At times jaw-droppingly hilarious, Elia Suleiman’s absurdist work here rightfully makes light of the fractured Israeli-Palestinian relations through a series of increasingly outlandish scenarios.
Dir. Elia Suleiman
2002 | Palestine | Drama/Comedy| 92 mins | 1.85:1 | Arabic, Hebrew & English
Cast: Elia Suleiman, Manal Khader, George Ibrahim
Plot: Separated by a checkpoint, Palestinian lovers from Jerusalem and Ramallah arrange clandestine meetings.
Awards: Won Jury Prize & FIPRESCI Prize (Cannes)
International Sales: Pyramide Intl
Subject Matter: Moderate/Absurdist
Narrative Style: Slightly Complex
Pace: Slightly Slow
Audience Type: Slightly Arthouse
Elia Suleiman hasn’t made many films, but this is one of his higher-awarded works, winning the Jury Prize at the Cannes Film Festival.
As far as filmmaking style is concerned, Divine Intervention follows the absurdist brand of cinema that privileges comical situations that are executed in a serious tone, with little in dialogue or even in plotting to disrupt the characters’ daily routines.
Suleiman plays one of the film’s more significant characters, who regularly meets up with a woman he likes at a makeshift carpark beside an Israeli checkpoint. They are Palestinian lovers separated by politics, one from Jerusalem, the other from Ramallah.
Their story forms the central narrative of Divine Intervention, but Suleiman takes time to paint fringe scenarios of life of several townspeople as well, some of which can be jaw-droppingly hilarious.
He rightfully makes light of the fractured Israeli-Palestinian relations through capturing a series of repetitive if sometimes dour behaviour, while jarringly (if creatively) forcing in several ‘fantasy’ sequences that becomes increasingly outlandish—one of which sees a female Palestinian ninja with superpowers fighting against a group of heavily-armed Israeli men.
It must be so frustrating to live in a climate of policing, hate and fear, but Divine Intervention is overall still a light-hearted take.
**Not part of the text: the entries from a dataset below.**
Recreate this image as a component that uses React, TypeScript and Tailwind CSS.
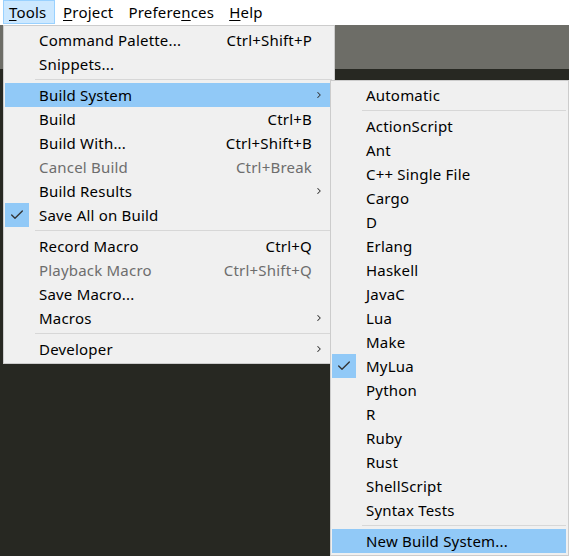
import { Check, ChevronRight } from "lucide-react";

type Item =
  | { sep: true }
  | {
      sep?: false;
      label: string;
      shortcut?: string;
      sub?: boolean;
      disabled?: boolean;
      checked?: boolean;
      active?: boolean;
    };

const toolsMenu: Item[] = [
  { label: "Command Palette...", shortcut: "Ctrl+Shift+P" },
  { label: "Snippets..." },
  { sep: true },
  { label: "Build System", sub: true, active: true },
  { label: "Build", shortcut: "Ctrl+B" },
  { label: "Build With...", shortcut: "Ctrl+Shift+B" },
  { label: "Cancel Build", shortcut: "Ctrl+Break", disabled: true },
  { label: "Build Results", sub: true },
  { label: "Save All on Build", checked: true },
  { sep: true },
  { label: "Record Macro", shortcut: "Ctrl+Q" },
  { label: "Playback Macro", shortcut: "Ctrl+Shift+Q", disabled: true },
  { label: "Save Macro..." },
  { label: "Macros", sub: true },
  { sep: true },
  { label: "Developer", sub: true },
];

const buildSystems: Item[] = [
  { label: "Automatic" },
  { sep: true },
  ...[
    "ActionScript",
    "Ant",
    "C++ Single File",
    "Cargo",
    "D",
    "Erlang",
    "Haskell",
    "JavaC",
    "Lua",
    "Make",
  ].map((label) => ({ label })),
  { label: "MyLua", checked: true },
  ...["Python", "R", "Ruby", "Rust", "ShellScript", "Syntax Tests"].map((label) => ({ label })),
  { sep: true },
  { label: "New Build System...", active: true },
];

function MenuList({ items }: { items: Item[] }) {
  return (
    <div className="flex flex-col">
      {items.map((item, i) => {
        if (item.sep) {
          return (
            <div key={i} className="flex h-[7px] items-center pl-[31px] pr-[2px]">
              <div className="h-px flex-1 bg-[#d7d7d7]" />
            </div>
          );
        }
        return (
          <div
            key={i}
            className={`relative ml-[1px] mr-[2px] flex h-6 items-center pl-[34px] pr-5 ${
              item.active ? "bg-[#91c9f7]" : ""
            } ${item.disabled ? "text-[#6d6d6d]" : "text-black"}`}
          >
            {item.checked && (
              <span className="absolute left-0 top-0 flex h-6 w-6 items-center justify-center bg-[#91c9f7]">
                <Check className="h-4 w-4 text-[#333]" strokeWidth={2} />
              </span>
            )}
            <span className="flex-1 whitespace-nowrap">{item.label}</span>
            {item.shortcut && <span className="whitespace-nowrap">{item.shortcut}</span>}
            {item.sub && (
              <ChevronRight className="absolute right-[8px] top-[7px] h-[10px] w-[10px] text-[#333]" strokeWidth={2.5} />
            )}
          </div>
        );
      })}
    </div>
  );
}

export default function App() {
  return (
    <div
      className="relative h-[556px] w-[569px] overflow-hidden bg-[#272822] text-[15px] leading-none tracking-[0.2px]"
      style={{ fontFamily: '"Noto Sans", "Open Sans", sans-serif' }}
    >
      {/* Menu bar */}
      <div className="flex h-[25px] items-stretch bg-white pl-[3px] text-black">
        <div className="flex h-6 w-[52px] items-center border border-[#99d1ff] bg-[#cce8ff] pl-[5px]">
          <span>
            <span className="underline underline-offset-2">T</span>ools
          </span>
        </div>
        <div className="flex h-6 items-center pl-[8px]">
          <span className="underline underline-offset-2">P</span>roject
        </div>
        <div className="flex h-6 items-center pl-[15px]">
          Prefere<span className="underline underline-offset-2">n</span>ces
        </div>
        <div className="flex h-6 items-center pl-[15px]">
          <span className="underline underline-offset-2">H</span>elp
        </div>
      </div>

      {/* Tab strip behind the menus */}
      <div className="h-[44px] bg-[#6d6d67]" />

      {/* Tools menu */}
      <div className="absolute left-[3px] top-[25px] w-[332px] border border-[#cccccc] bg-[#f0f0f0] py-[2px]">
        <MenuList items={toolsMenu} />
      </div>

      {/* Build System submenu */}
      <div className="absolute left-[330px] top-[80px] w-[239px] border border-[#cccccc] bg-[#f0f0f0] py-[2px]">
        <MenuList items={buildSystems} />
      </div>
    </div>
  );
}
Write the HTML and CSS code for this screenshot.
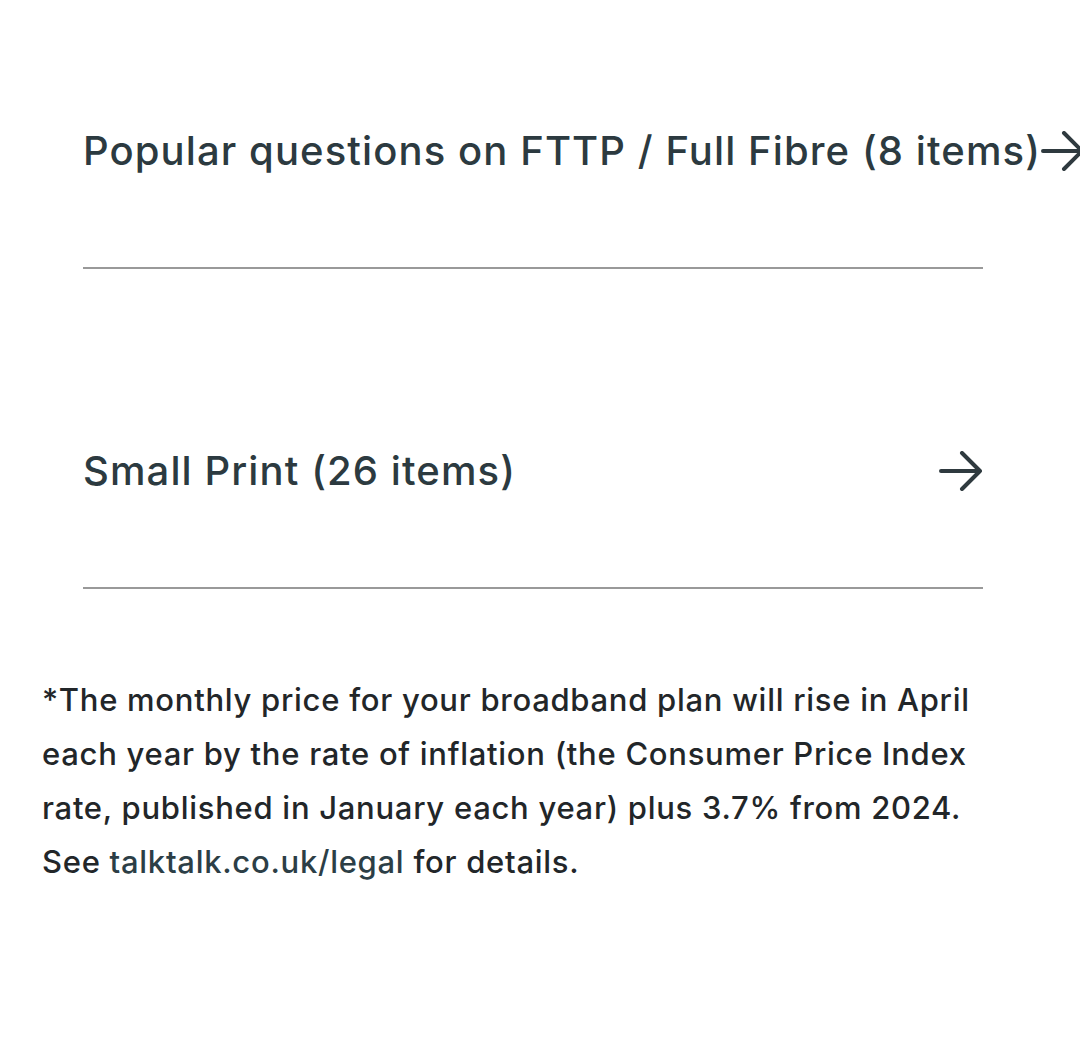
FILE: index.html
```html
<!DOCTYPE html>
<html lang="en">
<head>
<meta charset="utf-8">
<title>FAQ</title>
<link rel="stylesheet" href="styles.css">
</head>
<body>
<div class="page">
  <div class="accordion">
    <div class="row row-first">
      <span class="row-title">Popular questions on FTTP / Full Fibre (8 items)</span>
      <svg class="arrow" viewBox="0 0 44 40" width="44" height="40" aria-hidden="true"><path d="M2 20 H41 M23 2 L41 20 L23 38" fill="none" stroke="#2f3a3f" stroke-width="4" stroke-linecap="round" stroke-linejoin="round"/></svg>
    </div>
    <div class="row">
      <span class="row-title">Small Print (26 items)</span>
      <svg class="arrow" viewBox="0 0 44 40" width="44" height="40" aria-hidden="true"><path d="M2 20 H41 M23 2 L41 20 L23 38" fill="none" stroke="#2f3a3f" stroke-width="4" stroke-linecap="round" stroke-linejoin="round"/></svg>
    </div>
  </div>
  <p class="smallprint">*The monthly price for your broadband plan will rise in April each year by the rate of inflation (the Consumer Price Index rate, published in January each year) plus 3.7% from 2024. See <a class="link" href="#">talktalk.co.uk/legal</a> for details.</p>
</div>
</body>
</html>
```

FILE: styles.css
```css
html, body {
  margin: 0;
  padding: 0;
  background: #ffffff;
}
.page {
  width: 1080px;
  height: 1058px;
  overflow: hidden;
  font-family: "Inter", "Noto Sans", sans-serif;
}
.accordion {
  padding: 0 97px 0 83px;
}
.row {
  display: flex;
  align-items: center;
  justify-content: space-between;
  height: 48px;
  padding: 178px 0 92px;
  border-bottom: 2px solid #999999;
}
.row-first {
  padding-top: 127px;
}
.row-title {
  white-space: nowrap;
  font-size: 40px;
  font-weight: 500;
  line-height: 48px;
  color: #2c3a40;
  letter-spacing: 1.1px;
}
.arrow {
  flex: none;
  display: block;
}
.smallprint {
  margin: 84px 0 0;
  padding: 0 42px;
  max-width: 960px;
  font-size: 31px;
  font-weight: 500;
  line-height: 54px;
  color: #222629;
  letter-spacing: 0.72px;
}
.link {
  color: #2c3e46;
  text-decoration: none;
}
```
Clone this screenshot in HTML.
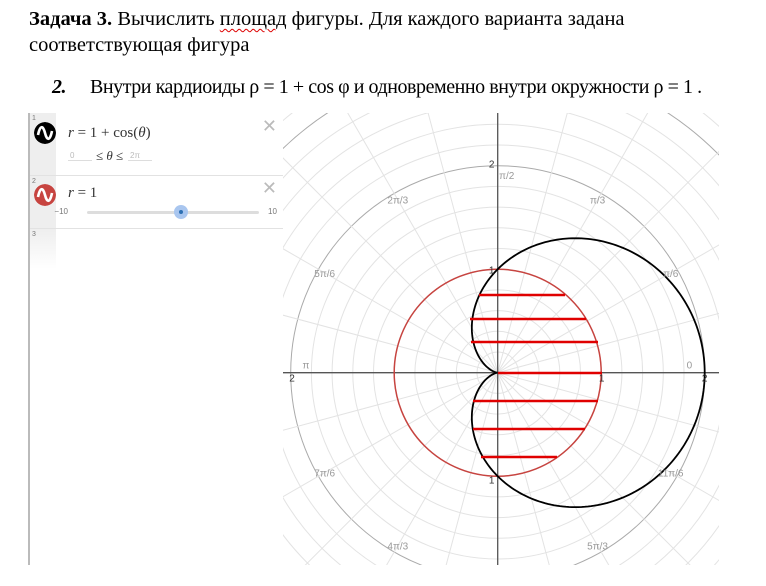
<!DOCTYPE html>
<html><head><meta charset="utf-8"><style>
html,body{margin:0;width:766px;height:586px;overflow:hidden}
body{background:#fff;position:relative;font-family:"Liberation Serif",serif;}
.t{position:absolute;left:29px;font-size:20.5px;color:#000;white-space:nowrap;line-height:24px}
.u{text-decoration:underline wavy #d00;text-decoration-thickness:1px;text-underline-offset:3px}
#panel{position:absolute;left:28px;top:113px;width:255px;height:452px;border-left:2px solid #bbb;background:#fff;font-family:"Liberation Sans",sans-serif;box-sizing:border-box}
.row{position:absolute;left:0;width:253px;border-bottom:1px solid #e2e2e2}
.strip{position:absolute;left:0;top:0;width:26px;height:100%;background:#eee}
.num{position:absolute;left:2px;top:2px;font-size:7px;color:#777}
.ic{position:absolute;left:4px;width:22px;height:22px;border-radius:50%}
.x{position:absolute;right:6px;font-size:18px;color:#bbb;font-family:"DejaVu Sans",sans-serif}
.m{position:absolute;font-family:"Liberation Serif",serif;font-size:15px;color:#333}
</style></head><body>
<div class="t" style="top:7px"><b>Задача 3.</b> Вычислить <span class="u">площад</span> фигуры. Для каждого варианта задана</div>
<div class="t" style="top:33px">соответствующая фигура</div>
<div class="t" style="top:75px;left:52px;font-size:20px;letter-spacing:-0.45px"><b><i>2.</i></b><span style="position:absolute;left:38px">Внутри кардиоиды ρ = 1 + cos φ  и одновременно внутри окружности ρ = 1 .</span></div>

<svg id="g" style="position:absolute;left:283px;top:113px" width="436" height="452"></svg>

<div id="panel">
 <div class="row" style="top:0;height:62px"><div class="strip"></div><div class="num">1</div>
  <svg class="ic" style="top:9px" viewBox="0 0 22 22"><circle cx="11" cy="11" r="11" fill="#000"/><path d="M4 13 C6 3,9 3,11 11 C13 19,16 19,18 9" stroke="#fff" stroke-width="2.6" fill="none"/></svg>
  <div class="x" style="top:3px">✕</div>
  <div class="m" style="left:38px;top:12px"><i>r</i> = 1 + cos(<i>θ</i>)</div>
  <div style="position:absolute;left:38px;top:38px;width:22px;border-bottom:1px solid #ddd;font-size:8px;color:#bbb;padding-left:2px">0</div>
  <div class="m" style="left:66px;top:35px;font-size:13px">≤ <i>θ</i> ≤</div>
  <div style="position:absolute;left:98px;top:38px;width:22px;border-bottom:1px solid #ddd;font-size:8px;color:#bbb;padding-left:2px">2π</div>
 </div>
 <div class="row" style="top:63px;height:52px"><div class="strip"></div><div class="num">2</div>
  <svg class="ic" style="top:8px" viewBox="0 0 22 22"><circle cx="11" cy="11" r="11" fill="#c74440"/><path d="M4 13 C6 3,9 3,11 11 C13 19,16 19,18 9" stroke="#fff" stroke-width="2.6" fill="none"/></svg>
  <div class="x" style="top:2px">✕</div>
  <div class="m" style="left:38px;top:9px"><i>r</i> = 1</div>
  <div style="position:absolute;left:14px;top:31px;font-size:8px;color:#777;width:24px;text-align:right">−10</div>
  <div style="position:absolute;left:57px;top:35px;width:172px;height:3px;background:#ddd;border-radius:2px"></div>
  <div style="position:absolute;left:144px;top:29px;width:14px;height:14px;border-radius:50%;background:#a9c6ef"></div>
  <div style="position:absolute;left:149px;top:34px;width:4px;height:4px;border-radius:50%;background:#2d70b3"></div>
  <div style="position:absolute;left:238px;top:31px;font-size:8px;color:#777">10</div>
 </div>
 <div style="position:absolute;left:0;top:116px;width:26px;height:40px;background:linear-gradient(#eee,#fff)"></div>
 <div class="num" style="top:118px">3</div>
</div>

<script>
var s=document.getElementById('g'),ox=497.7-283,oy=372.7-113,k=103.5,h='';
function L(x1,y1,x2,y2,c,w){h+='<line x1="'+x1+'" y1="'+y1+'" x2="'+x2+'" y2="'+y2+'" stroke="'+c+'" stroke-width="'+w+'"/>';}
for(var i=1;i<=20;i++){var r=i*0.2;var maj=(i%5==0);h+='<circle cx="'+ox+'" cy="'+oy+'" r="'+(r*k)+'" fill="none" stroke="'+(maj?'#aaa':'#e3e3e3')+'" stroke-width="1"/>';}
for(var a=0;a<24;a++){var t=a*Math.PI/12;L(ox,oy,ox+600*Math.cos(t),oy-600*Math.sin(t),'#e3e3e3',1);}
L(0,oy,436,oy,'#555',1.3);L(ox,0,ox,453,'#555',1.3);
h+='<circle cx="'+ox+'" cy="'+oy+'" r="'+k+'" fill="none" stroke="#c74440" stroke-width="1.5"/>';
var p='';for(var j=0;j<=360;j++){var t=j*Math.PI/180,r=(1+Math.cos(t))*k;p+=(j?'L':'M')+(ox+r*Math.cos(t)).toFixed(2)+' '+(oy-r*Math.sin(t)).toFixed(2);}
h+='<path d="'+p+'" fill="none" stroke="#000" stroke-width="1.8"/>';
[[295,479,565],[319,470,586],[342,471,598],[373,498,602],[401,473,598],[429,473,585],[457,481,557]].forEach(function(q){L(q[1]-283,q[0]-113,q[2]-283,q[0]-113,'#e00000',2.6);});
var lb=[['π/2',90],['π/3',60],['π/6',30],['0',0],['2π/3',120],['5π/6',150],['π',180],['7π/6',210],['4π/3',240],['5π/3',300],['11π/6',330]];
lb.forEach(function(q){var t=q[1]*Math.PI/180,r=1.93*k;var x=ox+r*Math.cos(t),y=oy-r*Math.sin(t);if(q[1]==90){x+=9;y+=2;}if(q[1]==0){x-=8;y-=8}if(q[1]==180){x+=8;y-=8}
h+='<text x="'+x+'" y="'+(y+4)+'" font-family="Liberation Sans" font-size="10" fill="#999" text-anchor="middle">'+q[0]+'</text>';});
[['2',ox-6,oy-205],['1',ox-6,oy-99],['1',ox-6,oy+111],['2',9,oy+9],['1',ox+104,oy+9],['2',ox+207,oy+9]].forEach(function(q){h+='<text x="'+q[1]+'" y="'+q[2]+'" font-family="Liberation Sans" font-size="10" fill="#333" text-anchor="middle">'+q[0]+'</text>';});
s.innerHTML=h;
</script>
</body></html>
One of its strongest themes is ‘love thy neighbour’, or the lack thereof, showing that even when politics is taken out of the question, people can still be antagonistic toward one another.
When a man dressed up as Santa Claus bearing gifts gets chased by a group of boys bearing stones in the opening scene, you know what you are getting into in this seriocomedy. There is also a nice homage to Albert Lamorisse’s The Red Balloon (1956).